The long-awaited experiment that will search for dark matter is getting closer to heading to the International Space Station. The Alpha Magnetic Spectrometer (AMS) is undergoing final testing at ESA’s Test Centre in the Netherlands before being launched on the space shuttle to the ISS, currently scheduled for July, 2010. The AMS will help scientists better understand the fundamental issues on the origin and structure of the Universe by observing dark matter, missing matter and antimatter. As a byproduct, AMS will gather other information from cosmic radiation sources such as stars and galaxies millions of light years from our home galaxy.
ISS officials have been touting that science is now beginning to be done in earnest on the orbiting laboratory. The AMS will be a giant leap in science capability for the ISS. Not only is it the biggest scientific instrument to be installed on the International Space Station (ISS), but also it is the first magnetic spectrometer to be flown in space, and the largest cryogenically cooled superconducting magnet ever used in space. It will be installed on the central truss of the ISS.

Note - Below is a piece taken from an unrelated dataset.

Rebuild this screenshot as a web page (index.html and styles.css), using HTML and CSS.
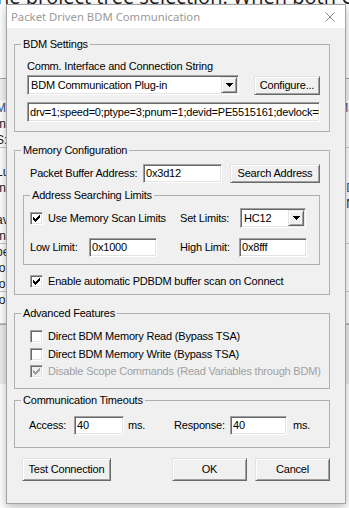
FILE: index.html
```html
<!DOCTYPE html>
<html>
<head>
<meta charset="utf-8">
<title>Packet Driven BDM Communication</title>
<link rel="stylesheet" href="styles.css">
</head>
<body>
<div class="desk">
  <div class="bg-head">ine project tree selection. When both Context</div>
  <div class="bg-pane">
    <div class="bg-band"></div>
    <div class="bg-row blue"><span class="l">MA</span><span class="r">Ma</span></div>
    <div class="bg-row"><span class="l">In</span><span class="r"></span></div>
    <div class="bg-row line"><span class="l">S:</span><span class="r"></span></div>
    <div class="bg-row"><span class="l"></span><span class="r">l</span></div>
    <div class="bg-row"><span class="l">Lu</span><span class="r"></span></div>
    <div class="bg-row"><span class="l">In</span><span class="r blue">ID</span></div>
    <div class="bg-row"><span class="l"></span><span class="r">IN</span></div>
    <div class="bg-row"><span class="l">av</span><span class="r orange">J</span></div>
    <div class="bg-row line"><span class="l">In</span><span class="r"></span></div>
    <div class="bg-row"><span class="l">pe</span><span class="r"></span></div>
    <div class="bg-row"><span class="l">lo</span><span class="r"></span></div>
    <div class="bg-row line"><span class="l">lo</span><span class="r">r</span></div>
    <div class="bg-row"><span class="l">lo</span><span class="r"></span></div>
    <div class="bg-row line"><span class="l"></span><span class="r"></span></div>
    <div class="bg-gray"></div>
  </div>
</div>

<div class="dialog">
  <div class="titlebar">
    <span class="title">Packet Driven BDM Communication</span>
    <svg class="close" width="10" height="10" viewBox="0 0 10 10"><path d="M0.5 0.5 L9.5 9.5 M9.5 0.5 L0.5 9.5" stroke="#8a8a8a" stroke-width="1" fill="none"/></svg>
  </div>
  <div class="dlg-body">
    <fieldset class="grp">
      <legend>BDM Settings</legend>
      <div class="grp-body bdm-body">
        <div class="lbl">Comm. Interface and Connection String</div>
        <div class="combo-row">
          <div class="combo combo-wide">
            <span class="combo-text">BDM Communication Plug-in</span>
            <span class="combo-btn"><svg width="7" height="4" viewBox="0 0 7 4" shape-rendering="crispEdges"><path d="M0 0h7v1h-7z M1 1h5v1h-5z M2 2h3v1h-3z M3 3h1v1h-1z" fill="#000"/></svg></span>
          </div>
          <button class="btn btn-config">Configure...</button>
        </div>
        <div class="edit edit-conn">drv=1;speed=0;ptype=3;pnum=1;devid=PE5515161;devlock=0</div>
      </div>
    </fieldset>

    <fieldset class="grp grp-mem">
      <legend>Memory Configuration</legend>
      <div class="grp-body mem-body">
        <div class="mem-row">
          <span class="lbl lbl-pba">Packet Buffer Address:</span>
          <div class="edit edit-pba">0x3d12</div>
          <button class="btn btn-search">Search Address</button>
        </div>
        <fieldset class="grp grp-addr">
          <legend>Address Searching Limits</legend>
          <div class="grp-body addr-body">
            <div class="cb-row">
              <span class="cb"><svg width="11" height="11" viewBox="1 1 11 11" shape-rendering="crispEdges"><path d="M3 5h1v3h-1z M4 6h1v3h-1z M5 7h1v3h-1z M6 6h1v3h-1z M7 5h1v3h-1z M8 4h1v3h-1z M9 3h1v3h-1z" fill="#000"/></svg></span>
              <span>Use Memory Scan Limits</span>
            </div>
            <span class="lbl">Set Limits:</span>
            <div class="combo combo-hc">
              <span class="combo-text">HC12</span>
              <span class="combo-btn"><svg width="7" height="4" viewBox="0 0 7 4" shape-rendering="crispEdges"><path d="M0 0h7v1h-7z M1 1h5v1h-5z M2 2h3v1h-3z M3 3h1v1h-1z" fill="#000"/></svg></span>
            </div>
            <div class="lim-cell">
              <span class="lbl lbl-lim">Low Limit:</span>
              <div class="edit edit-lim">0x1000</div>
            </div>
            <span class="lbl">High Limit:</span>
            <div class="edit edit-lim">0x8fff</div>
          </div>
        </fieldset>
        <div class="cb-row enable-row">
          <span class="cb"><svg width="11" height="11" viewBox="1 1 11 11" shape-rendering="crispEdges"><path d="M3 5h1v3h-1z M4 6h1v3h-1z M5 7h1v3h-1z M6 6h1v3h-1z M7 5h1v3h-1z M8 4h1v3h-1z M9 3h1v3h-1z" fill="#000"/></svg></span>
          <span>Enable automatic PDBDM buffer scan on Connect</span>
        </div>
      </div>
    </fieldset>

    <fieldset class="grp grp-adv">
      <legend>Advanced Features</legend>
      <div class="grp-body adv-body">
        <div class="cb-row adv-row first">
          <span class="cb"></span>
          <span>Direct BDM Memory Read (Bypass TSA)</span>
        </div>
        <div class="cb-row adv-row">
          <span class="cb"></span>
          <span>Direct BDM Memory Write (Bypass TSA)</span>
        </div>
        <div class="cb-row adv-row disabled">
          <span class="cb"><svg width="11" height="11" viewBox="1 1 11 11" shape-rendering="crispEdges"><path d="M3 5h1v3h-1z M4 6h1v3h-1z M5 7h1v3h-1z M6 6h1v3h-1z M7 5h1v3h-1z M8 4h1v3h-1z M9 3h1v3h-1z" fill="#a0a0a0"/></svg></span>
          <span>Disable Scope Commands (Read Variables through BDM)</span>
        </div>
      </div>
    </fieldset>

    <fieldset class="grp grp-time">
      <legend>Communication Timeouts</legend>
      <div class="grp-body time-body">
        <span class="lbl lbl-acc">Access:</span>
        <div class="edit edit-acc">40</div>
        <span class="lbl ms ms-1">ms.</span>
        <span class="lbl lbl-resp">Response:</span>
        <div class="edit edit-resp">40</div>
        <span class="lbl ms ms-2">ms.</span>
      </div>
    </fieldset>

    <div class="btn-row">
      <button class="btn btn-test">Test Connection</button>
      <button class="btn btn-ok">OK</button>
      <button class="btn btn-cancel">Cancel</button>
    </div>
  </div>
</div>
</body>
</html>
```
FILE: styles.css
```css
* { box-sizing: border-box; }
html, body { margin: 0; padding: 0; }
body {
  width: 349px;
  height: 508px;
  overflow: hidden;
  position: relative;
  background: #fff;
  font-family: "Liberation Sans", Arial, sans-serif;
}

/* ---------- background window (mostly hidden) ---------- */
.desk { height: 508px; overflow: hidden; }
.bg-head {
  font: 20px/24px "Open Sans", "Liberation Sans", sans-serif;
  color: #1b1b1b;
  white-space: nowrap;
  margin-top: -15px;
  margin-left: -8px;
}
.bg-pane { margin-top: 69px; }
.bg-band {
  height: 22px;
  border-top: 1px solid #a8a8a8;
  background: #f3f3f3;
}
.bg-row {
  height: 16px;
  display: flex;
  justify-content: space-between;
  font: 12px/16px "Liberation Sans", Arial, sans-serif;
  color: #222;
  white-space: nowrap;
  overflow: hidden;
}
.bg-row.line { border-bottom: 1px solid #c8c8c8; }
.bg-row .l { margin-left: -4px; }
.bg-row .r { margin-right: -6px; }
.blue { color: #2d4f8e; }
.orange { color: #c98a1a; }
.bg-gray { height: 60px; background: #ececec; border-top: 1px solid #b0b0b0; }

/* ---------- dialog ---------- */
.dialog {
  position: absolute;
  left: 6px;
  top: 4px;
  width: 340px;
  height: 500px;
  background: #f0f0f0;
  border: 1px solid #a3a3a3;
  box-shadow: 0 3px 9px rgba(0, 0, 0, 0.28);
  font: 11px/13px "Liberation Sans", Arial, sans-serif;
  letter-spacing: -0.2px;
  color: #000;
}
.titlebar {
  height: 23px;
  background: #fff;
  display: flex;
  align-items: center;
  justify-content: space-between;
  padding: 0 10px 0 4px;
}
.title {
  font: 11.3px/16px "Noto Sans", "Open Sans", sans-serif;
  letter-spacing: 0;
  color: #9a9a9a;
}
.close { display: block; }

.dlg-body { padding: 10px 0 0 7px; }

.grp {
  margin: 0;
  padding: 0;
  min-width: 0;
  width: 316px;
  border: 1px solid #b0b0b0;
}
.grp legend {
  margin-left: 6px;
  padding: 0 2px;
  line-height: 13px;
}
.grp-mem, .grp-adv { margin-top: 12px; }
.grp-time { margin-top: 5px; }

/* controls */
.edit {
  background: #fff;
  border: 1px solid;
  border-color: #a0a0a0 #fff #fff #a0a0a0;
  box-shadow: inset 1px 1px #696969, inset -1px -1px #e3e3e3;
  height: 19px;
  padding: 0 2px;
  line-height: 17px;
  white-space: nowrap;
  overflow: hidden;
}
.combo {
  display: flex;
  align-items: center;
  height: 20px;
  background: #fff;
  border: 1px solid;
  border-color: #a0a0a0 #fff #fff #a0a0a0;
  box-shadow: inset 1px 1px #696969, inset -1px -1px #e3e3e3;
  padding: 1px 1px 1px 2px;
}
.combo-text { flex: 1; padding-left: 1px; white-space: nowrap; overflow: hidden; }
.combo-btn {
  width: 16px;
  height: 16px;
  display: flex;
  align-items: center;
  justify-content: center;
  background: #f0f0f0;
  border: 1px solid;
  border-color: #e3e3e3 #696969 #696969 #e3e3e3;
  box-shadow: inset 1px 1px #fff, inset -1px -1px #a0a0a0;
}
.combo-btn svg { display: block; }
.btn {
  font: inherit;
  letter-spacing: inherit;
  color: #000;
  background: #f0f0f0;
  border: 1px solid;
  border-color: #e3e3e3 #696969 #696969 #e3e3e3;
  box-shadow: inset 1px 1px #fff, inset -1px -1px #a0a0a0;
  padding: 0;
  border-radius: 0;
  height: 19px;
}
.cb {
  flex: none;
  width: 13px;
  height: 13px;
  background: #fff;
  border: 1px solid;
  border-color: #a0a0a0 #fff #fff #a0a0a0;
  box-shadow: inset 1px 1px #696969, inset -1px -1px #e3e3e3;
}
.cb svg { display: block; }
.cb-row { display: flex; align-items: center; gap: 5px; white-space: nowrap; }
.lbl { white-space: nowrap; }

/* BDM settings */
.bdm-body { padding: 9px 9px 9px 12px; }
.combo-row { display: flex; align-items: center; margin-top: 2px; }
.combo-wide { width: 212px; }
.btn-config { width: 66px; margin-left: 15px; }
.edit-conn { width: 293px; height: 20px; line-height: 18px; margin-top: 7px; }

/* Memory configuration */
.mem-body { padding: 7px 0 6px 8px; }
.mem-row { display: flex; align-items: center; margin-left: 7px; }
.lbl-pba { width: 113px; }
.edit-pba { width: 79px; }
.btn-search { width: 90px; margin-left: 8px; }
.grp-addr { width: 297px; margin-top: 6px; }
.addr-body {
  padding: 6px 0 7px 6px;
  display: grid;
  grid-template-columns: 150px 59px 68px;
  row-gap: 10px;
  align-items: center;
}
.combo-hc { width: 66px; margin-left: 1px; }
.lim-cell { display: flex; align-items: center; }
.lbl-lim { width: 59px; }
.edit-lim { width: 68px; }
.enable-row { margin: 10px 0 0 7px; }

/* Advanced features */
.adv-body { padding: 8px 0 8px 15px; }
.adv-row { height: 17px; }
.adv-row.first { margin-bottom: 1px; }
.disabled { color: #a0a0a0; }
.disabled .cb { background: #f0f0f0; }

/* Timeouts */
.time-body { display: flex; align-items: center; padding: 9px 0 12px 14px; }
.lbl-acc { width: 45px; }
.edit-acc { width: 50px; }
.ms { width: 17px; }
.ms-1 { margin-left: 4px; }
.lbl-resp { width: 56px; margin-left: 29px; }
.edit-resp { width: 57px; }
.ms-2 { margin-left: 6px; }

/* Bottom buttons */
.btn-row { display: flex; margin-top: 10px; padding-left: 8px; }
.btn-row .btn { height: 23px; }
.btn-test { width: 89px; }
.btn-ok { width: 75px; margin-left: 61px; }
.btn-cancel { width: 75px; margin-left: 8px; }
```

AMS had been cut from the ISS program following the 2003 Columbia shuttle accident, but the outcry over the cancellation forced NASA to rethink their decision. Most of AMS’s $1.5-billion costs have been picked up the international partners that NASA wishes to stay on good terms with. 56 institutes from 16 countries have contributed to the AMS project, with Nobel laureate Samuel Ting coordinating the effort.
In an interview with the BBC, Ting said results from AMS may take up to three years to search for antimatter in other galaxies, and dark matter in our own.
The instrument was built at the European Organization for Nuclear Research (CERN) in Geneva, Switzerland. The first part of the tests was also conducted at CERN, when the detector was put through its paces using a proton beam from CERN’s Super Proton Synchrotron accelerator to check its momentum resolution and its ability to measure particle curvature and momentum.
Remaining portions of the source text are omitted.